Allegations of tapping up in English football came to light in 2009 after accusations were made by French and English football clubs that a number of Premier League clubs had been enticing their youth players to join them.

The controversy started when RC Lens midfielder Gaël Kakuta breached his contract in order to join Chelsea. A number of French and Italian clubs alleged that Premier League clubs, including Manchester United and Manchester City, had been recruiting their youth players in violation of regulations, and reported these concerns to FIFA.

==Events==
===Chelsea and RC Lens===
The issue was first introduced into the public eye in September 2009 when, after being reported by RC Lens, FIFA banned Chelsea from any transfer activity until January 2011 and also ordered €130,000 to Lens as compensation. The player in question, French midfielder Gaël Kakuta, was also ordered to pay €780,000 to Lens. Chelsea soon appealed to FIFA's actions in "the strongest possible way" under the grounds that it was Kakuta's mother who had signed the pre-contract, not her son; UEFA had assured Chelsea that they could sign the Frenchman as he was not a registered player at Lens and also because the London club believed there may was a statute of limitations on such 'illegal transfers'. Club CEO Peter Kenyon also commented that people need to "understand this is something that happened two years ago".

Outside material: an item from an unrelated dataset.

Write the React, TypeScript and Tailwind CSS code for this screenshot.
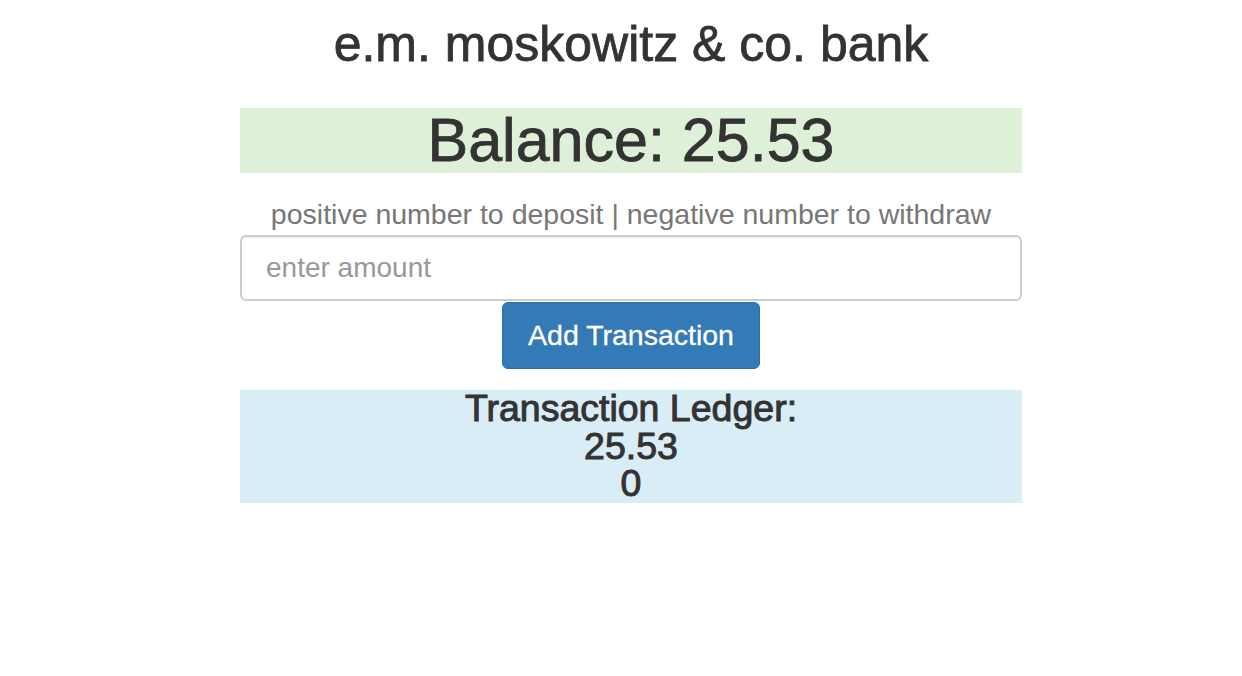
import { useState } from "react";

export default function App() {
  const [amount, setAmount] = useState("");
  const [ledger, setLedger] = useState<number[]>([25.53, 0]);
  const balance = ledger.reduce((a, b) => a + b, 0);

  const addTransaction = () => {
    const n = parseFloat(amount);
    if (isNaN(n)) return;
    setLedger([n, ...ledger]);
    setAmount("");
  };

  return (
    <div className="min-h-screen bg-white text-[#333] font-['Liberation_Sans',Arial,sans-serif]">
      <div className="ml-[240px] w-[782px] pt-[17px] text-center">
        <h1 className="text-[50px] leading-[55px] [-webkit-text-stroke:0.8px_#333]">e.m. moskowitz &amp; co. bank</h1>

        <div className="mt-[36px] h-[65px] bg-[#dff0d8] text-[61px] leading-[65px] [-webkit-text-stroke:0.8px_#333]">
          Balance: {balance.toFixed(2)}
        </div>

        <p className="mt-[20px] text-[28.5px] leading-[42px] text-[#777]">
          positive number to deposit | negative number to withdraw
        </p>

        <input
          type="text"
          value={amount}
          onChange={e => setAmount(e.target.value)}
          placeholder="enter amount"
          className="block h-[66px] w-full rounded-[6px] border-2 border-[#ccc] px-[24px] text-[28px] text-[#555] shadow-[inset_0_1px_1px_rgba(0,0,0,0.075)] outline-none placeholder:text-[#999]"
        />

        <button
          onClick={addTransaction}
          className="mt-[1px] h-[67px] w-[258px] rounded-[6px] border border-[#2e6da4] bg-[#337ab7] text-[28.5px] text-white [-webkit-text-stroke:0.3px_#fff]"
        >
          Add Transaction
        </button>

        <div className="mt-[21px] bg-[#d9edf7] text-[37.5px] leading-[37.7px] [-webkit-text-stroke:1px_#333]">
          <div>Transaction Ledger:</div>
          {ledger.map((t, i) => (
            <div key={i}>{t}</div>
          ))}
        </div>
      </div>
    </div>
  );
}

On 4 February 2010, Chelsea were cleared of any wrongdoing by the Court of Arbitration for Sport. That decision was recognized by FIFA, and Lens's complaint was withdrawn, resulting in the ban being overturned. The CAS's decision read "The CAS has noted that, in the agreement, the two clubs and the player have recognised that the contract between the player and RC Lens was not valid. Accordingly, the player could not have terminated it prematurely and without just cause and FC Chelsea cannot therefore be liable for inducing a breach of contract. As a consequence, in light of these new circumstances, the sanctions imposed upon Chelsea FC and the player by the FIFA Dispute Resolution Chamber had to be lifted."

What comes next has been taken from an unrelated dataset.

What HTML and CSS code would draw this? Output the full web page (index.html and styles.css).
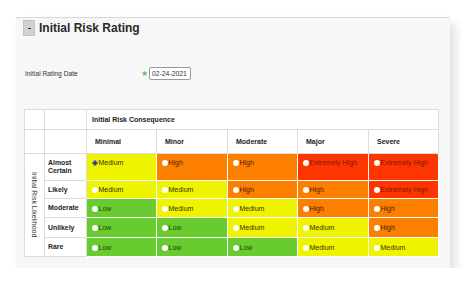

===Manchester United, Le Havre and Fiorentina===
Following the implications against Chelsea, a further two Premier League clubs were reported in the press by French clubs for "poaching" their youth players. Le Havre soon reported Manchester United for enticing their midfielder Paul Pogba to the club. In a statement released on their official website, it was commented that "The player [Pogba] and his parents refused to keep the arrangement because Manchester United offered very high sums of money to the parents of the [player] with the aim of obtaining the transfer of their son". United soon threatened to sue the French club, commenting that they believed the transfer was legal and within guidelines set out by FIFA who have yet to receive an objection from the French club over the transfer. Manchester United were eventually cleared of wrongdoing by a judge appointed by FIFA. Despite this, Le Havre insist that "Contrary to what Manchester United state on their official website FIFA have not validated the transfer of Paul Pogba but, as they normally do in this type of case, have issued a provisional international certificate. The decision of the international body is therefore a non-event and is normal procedure."

Italian club ACF Fiorentina contacted FIFA soon after Le Havre's allegations in the media, claiming United had "stolen" 16-year-old defender Michele Fornasier. No further comments from either side have been made about the issue.

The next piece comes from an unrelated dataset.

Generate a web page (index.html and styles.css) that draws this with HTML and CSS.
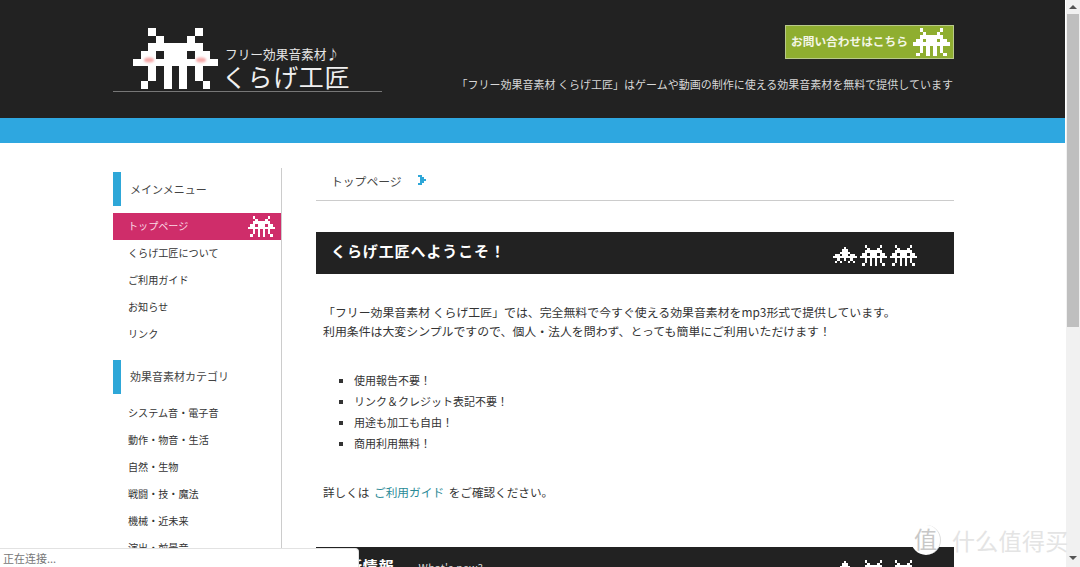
FILE: index.html
```html
<!DOCTYPE html>
<html lang="ja">
<head>
  <meta charset="UTF-8" />
  <meta name="viewport" content="width=device-width, initial-scale=1.0" />
  <title>フリー効果音素材 くらげ工匠</title>
  <link rel="stylesheet" href="styles.css">
</head>
<body>
  <svg class="defs" width="0" height="0" aria-hidden="true">
    <symbol id="invader" viewBox="0 0 11 8" preserveAspectRatio="none" shape-rendering="crispEdges">
      <path fill="currentColor" d="M2 0h1v1H2zM8 0h1v1H8zM3 1h1v1H3zM7 1h1v1H7zM2 2h7v1H2zM1 3h2v1H1zM4 3h3v1H4zM8 3h2v1H8zM0 4h11v1H0zM2 5h1v2H2zM4 5h1v2H4zM6 5h1v2H6zM8 5h1v2H8zM1 7h1v1H1zM4 7h1v1H4zM6 7h1v1H6zM9 7h1v1H9z"/>
    </symbol>
    <symbol id="squid" viewBox="0 0 11 8" preserveAspectRatio="none" shape-rendering="crispEdges">
      <path fill="currentColor" d="M5 0h1v1H5zM4 1h3v1H4zM3 2h5v1H3zM1 3h2v1H1zM4 3h3v1H4zM8 3h2v1H8zM0 4h11v1H0zM2 5h1v1H2zM5 5h1v1H5zM8 5h1v1H8zM1 6h1v1H1zM3 6h1v1H3zM7 6h1v1H7zM9 6h1v1H9z"/>
    </symbol>
  </svg>

  <div class="window">
    <div class="page">
      <header class="site-header">
        <div class="wrap header-inner">
          <a class="logo">
            <svg class="logo-mark">
              <use href="#invader"></use>
              <ellipse class="cheek" cx="16" cy="32" rx="5" ry="2.5"></ellipse>
              <ellipse class="cheek" cx="68" cy="32" rx="5" ry="2.5"></ellipse>
            </svg>
            <span class="logo-text">
              <span class="logo-sub">フリー効果音素材♪</span>
              <span class="logo-name">くらげ工匠</span>
            </span>
          </a>
          <div class="header-right">
            <a class="contact-btn">
              <span class="contact-label">お問い合わせはこちら</span>
              <svg class="contact-icon"><use href="#invader"></use></svg>
            </a>
            <p class="tagline">「フリー効果音素材 くらげ工匠」はゲームや動画の制作に使える効果音素材を無料で提供しています</p>
          </div>
        </div>
      </header>
      <div class="blue-band"></div>

      <div class="wrap columns">
        <nav class="sidebar">
          <h3 class="side-title">メインメニュー</h3>
          <ul class="side-list">
            <li class="active">トップページ<svg class="active-icon"><use href="#invader"></use></svg></li>
            <li>くらげ工匠について</li>
            <li>ご利用ガイド</li>
            <li>お知らせ</li>
            <li>リンク</li>
          </ul>
          <h3 class="side-title">効果音素材カテゴリ</h3>
          <ul class="side-list">
            <li>システム音・電子音</li>
            <li>動作・物音・生活</li>
            <li>自然・生物</li>
            <li>戦闘・技・魔法</li>
            <li>機械・近未来</li>
            <li>演出・前景音</li>
          </ul>
        </nav>

        <main class="main">
          <div class="breadcrumb">
            トップページ
            <svg class="crumb-arrow" viewBox="0 0 4 5" shape-rendering="crispEdges"><path fill="#2ea7d8" d="M0 0h2v1H0zM1 1h2v1H1zM1 2h3v1H1zM1 3h2v1H1zM0 4h2v1H0z"/></svg>
          </div>

          <h2 class="bar">
            くらげ工匠へようこそ！
            <span class="bar-icons">
              <svg class="bar-icon small"><use href="#squid"></use></svg>
              <svg class="bar-icon"><use href="#invader"></use></svg>
              <svg class="bar-icon"><use href="#invader"></use></svg>
            </span>
          </h2>

          <p class="intro">「フリー効果音素材 くらげ工匠」では、完全無料で今すぐ使える効果音素材をmp3形式で提供しています。<br>利用条件は大変シンプルですので、個人・法人を問わず、とっても簡単にご利用いただけます！</p>

          <ul class="points">
            <li>使用報告不要！</li>
            <li>リンク＆クレジット表記不要！</li>
            <li>用途も加工も自由！</li>
            <li>商用利用無料！</li>
          </ul>

          <p class="more">詳しくは <a class="link">ご利用ガイド</a> をご確認ください。</p>

          <h2 class="bar">
            <span>更新情報<small class="bar-sub">What's new?</small></span>
            <span class="bar-icons">
              <svg class="bar-icon small"><use href="#squid"></use></svg>
              <svg class="bar-icon"><use href="#invader"></use></svg>
              <svg class="bar-icon"><use href="#invader"></use></svg>
            </span>
          </h2>
        </main>
      </div>
    </div>

    <div class="scrollbar">
      <span class="arrow up"></span>
      <span class="thumb"></span>
      <span class="arrow down"></span>
    </div>
  </div>

  <div class="status">正在连接...</div>
  <div class="watermark">
    <span class="wm-badge">值</span>
    <span class="wm-text">什么值得买</span>
  </div>
</body>
</html>
```

FILE: styles.css
```css
html, body {
  margin: 0;
  height: 100%;
  overflow: hidden;
}

body {
  font-family: "Noto Sans CJK JP", "Noto Sans", sans-serif;
  font-size: 12px;
  color: #333;
  background: #fff;
}

.defs {
  position: absolute;
}

.window {
  display: flex;
  height: 567px;
}

.page {
  flex: 1;
  overflow: hidden;
  margin-right: 1px;
}

.wrap {
  width: 841px;
  margin-left: 113px;
}

/* header */
.site-header {
  height: 118px;
  background: #222;
}

.header-inner {
  display: flex;
  justify-content: space-between;
}

.logo {
  display: flex;
  width: 269px;
  height: 92px;
  box-sizing: border-box;
  padding: 28px 0 0 20px;
  border-bottom: 1px solid #777;
}

.logo-mark {
  width: 85px;
  height: 61px;
  color: #fff;
}

.cheek {
  fill: #f6a9a9;
  filter: blur(1px);
}

.logo-text {
  display: flex;
  flex-direction: column;
  margin-left: 7px;
  color: #e6e6e6;
}

.logo-sub {
  margin-top: 16px;
  font-size: 12.7px;
  line-height: 20px;
}

.logo-name {
  margin-left: -3px;
  font-size: 25px;
  line-height: 24px;
  letter-spacing: 0.6px;
  color: #f0f0f0;
}

.header-right {
  display: flex;
  flex-direction: column;
  align-items: flex-end;
  padding-top: 25px;
}

.contact-btn {
  display: flex;
  align-items: center;
  justify-content: space-between;
  width: 169px;
  height: 34px;
  box-sizing: border-box;
  padding: 0 3px 0 5px;
  background: #8fae30;
  border: 1px solid #b9c98a;
  color: #f4f6e6;
  font-size: 11.7px;
  font-weight: 700;
}

.contact-label {
  margin-bottom: 3px;
}

.contact-icon {
  width: 37px;
  height: 28px;
  color: #fff;
}

.tagline {
  margin: 17px 1px 0 0;
  color: #d8d8d8;
  font-size: 11px;
  line-height: 16px;
}

.blue-band {
  height: 25px;
  background: #2ea7e0;
}

/* columns */
.columns {
  display: flex;
  align-items: flex-start;
}

/* sidebar */
.sidebar {
  width: 168px;
  height: 424px;
  border-right: 1px solid #ccc;
  margin-top: 25px;
  padding-top: 4px;
}

.side-title {
  margin: 0 0 7px;
  height: 34px;
  padding-left: 9px;
  line-height: 34px;
  font-size: 11px;
  font-weight: 400;
  color: #444;
  border-left: 8px solid #2ea7d8;
  box-sizing: border-box;
}

.side-list + .side-title {
  margin-bottom: 6px;
  line-height: 32px;
}

.side-list {
  list-style: none;
  margin: 0 0 12px;
  padding: 0;
}

.side-list li {
  display: flex;
  align-items: center;
  justify-content: space-between;
  height: 27px;
  box-sizing: border-box;
  padding: 0 6px 2px 15px;
  font-size: 10.1px;
  color: #333;
}

.side-list .active {
  background: #cf2d6a;
  color: #fbdbe6;
}

.active-icon {
  width: 27px;
  height: 21px;
  margin-bottom: -2px;
  color: #fff;
}

/* main */
.main {
  flex: 1;
  margin-left: 34px;
  padding-top: 25px;
}

.breadcrumb {
  display: flex;
  align-items: center;
  gap: 16px;
  height: 24px;
  padding: 0 0 8px 15px;
  border-bottom: 1px solid #ccc;
  color: #444;
  font-size: 11.8px;
}

.crumb-arrow {
  width: 8px;
  height: 10px;
}

.bar {
  display: flex;
  align-items: center;
  justify-content: space-between;
  height: 42px;
  box-sizing: border-box;
  margin: 31px 0 0;
  padding: 0 37px 5px 15px;
  background: #222;
  color: #fff;
  font-size: 15px;
  font-weight: 700;
  letter-spacing: 0.9px;
}

.bar-sub {
  margin-left: 24px;
  font-size: 10.5px;
  font-weight: 400;
  letter-spacing: 0.3px;
  color: #ddd;
}

.bar-icons {
  display: flex;
  align-items: center;
  gap: 3px;
  padding-top: 10px;
}

.bar-icon {
  width: 27px;
  height: 21px;
  color: #fff;
}

.bar-icon.small {
  width: 24px;
  height: 18px;
}

.intro {
  margin: 29px 0 0 7px;
  font-size: 11.9px;
  line-height: 18.6px;
}

.points {
  list-style: square;
  margin: 29.6px 0 0;
  padding-left: 38px;
}

.points li {
  height: 21px;
  line-height: 21px;
  font-size: 11px;
}

.more {
  margin: 29px 0 0 7px;
  font-size: 11.6px;
  line-height: 18px;
}

.link {
  margin: 0 2px;
  color: #2a8a96;
  font-size: 11.7px;
}

.more + .bar {
  margin-top: 46px;
}

/* fake window chrome */
.scrollbar {
  display: flex;
  flex-direction: column;
  align-items: center;
  width: 14px;
  background: #f1f1f1;
}

.thumb {
  width: 12px;
  height: 313px;
  background: #bfbfbf;
}

.arrow {
  width: 0;
  height: 0;
  border-left: 4px solid transparent;
  border-right: 4px solid transparent;
}

.arrow.up {
  margin: 5px 0 5px;
  border-bottom: 4px solid #555;
}

.arrow.down {
  margin-top: auto;
  margin-bottom: 7px;
  border-top: 4px solid #555;
}

.status {
  position: absolute;
  left: 0;
  top: 548px;
  width: 359px;
  height: 19px;
  box-sizing: border-box;
  padding-left: 3px;
  background: #fff;
  border-top: 1px solid #e2e2e2;
  border-right: 1px solid #e2e2e2;
  border-top-right-radius: 4px;
  color: #777;
  font-family: "Noto Sans CJK SC", sans-serif;
  font-size: 11px;
  line-height: 18px;
}

.watermark {
  position: absolute;
  left: 911px;
  top: 525px;
  display: flex;
  align-items: center;
  gap: 11px;
  font-family: "Noto Sans CJK SC", sans-serif;
}

.wm-badge {
  width: 30px;
  height: 30px;
  box-sizing: border-box;
  border-radius: 50%;
  border-right: 1px solid #ddd;
  background: #fff;
  color: #c8c8c8;
  font-size: 23px;
  line-height: 27px;
  text-align: center;
}

.wm-text {
  color: #e4e4e4;
  font-size: 23px;
  line-height: 30px;
  letter-spacing: 0.3px;
}
```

===Manchester City and Rennes===
Manchester City faced similar allegations from Rennes regarding their recruitment of Jérémy Hélan. Rennes claimed that Hélan had signed a pre-contract with them at age thirteen and called for FIFA to impose similar sanctions to those placed on Chelsea. City have commented that the transfer was perfectly legal, "We are comfortable that we have acted within the rules throughout the process and in no way induced any breach of contract by Jérémy Helan" read an item on the club's official website.

===Crewe Alexandra===
In the wake of the controversy, Crewe Alexandra technical director Dario Gradi also revealed that the club, known for producing young talented players, were losing a lot of their players to bigger clubs. Gradi commented that he "lost a 12-year-old to Everton. He was our best 12-year-old. The lure is that the bigger clubs pay big expenses", before continuing "This kid will be getting several hundred pounds a week in expenses. We pay expenses but nothing like that. It's more a case of giving out £20 if someone can pick a kid up en-route". In the same interview, Gradi also revealed a Premier League club had attempted to poach one of their 15-year-old players. Some media outlets speculated that the player involved was striker Max Clayton and that the Premier League club was Liverpool, with reports suggesting an offer of approximately £1 million. Neither Gradi nor Crewe had confirmed who the player is and which Premier League club was involved, the Merseyside club have failed to comment on the issue and the Football League have not received any complaint from the League Two club.

==Reactions==
In reaction to FIFA's ban on Chelsea, PFA chairman Gordon Taylor revealed he was in favour of a transfer ban on players under the age of 18 years, "There's been a general feeling that a ban on movement of players under the age of 18 would be better for the game" he commented in an interview with BBC Radio 5 Live, "You need to encourage clubs, if they're going to have youth development programmes, to be able to pick out the lads and have some time with them" he added. Taylor conceded that players will move on, but he felt a better system for compensation for the selling club should be introduced.

Arsenal manager Arsène Wenger expressed a different view, suggesting that the movement of young players could provide better coaching and educational opportunities. Manchester United manager Sir Alex Ferguson pointed out the anomaly that prevents clubs from signing young players from beyond a certain distance within England, but does not prohibit them from signing young foreigners.

Further to his allegations, Dario Gradi also said he was delighted with FIFA's actions against Chelsea, "at least Fifa have given the smaller clubs hope".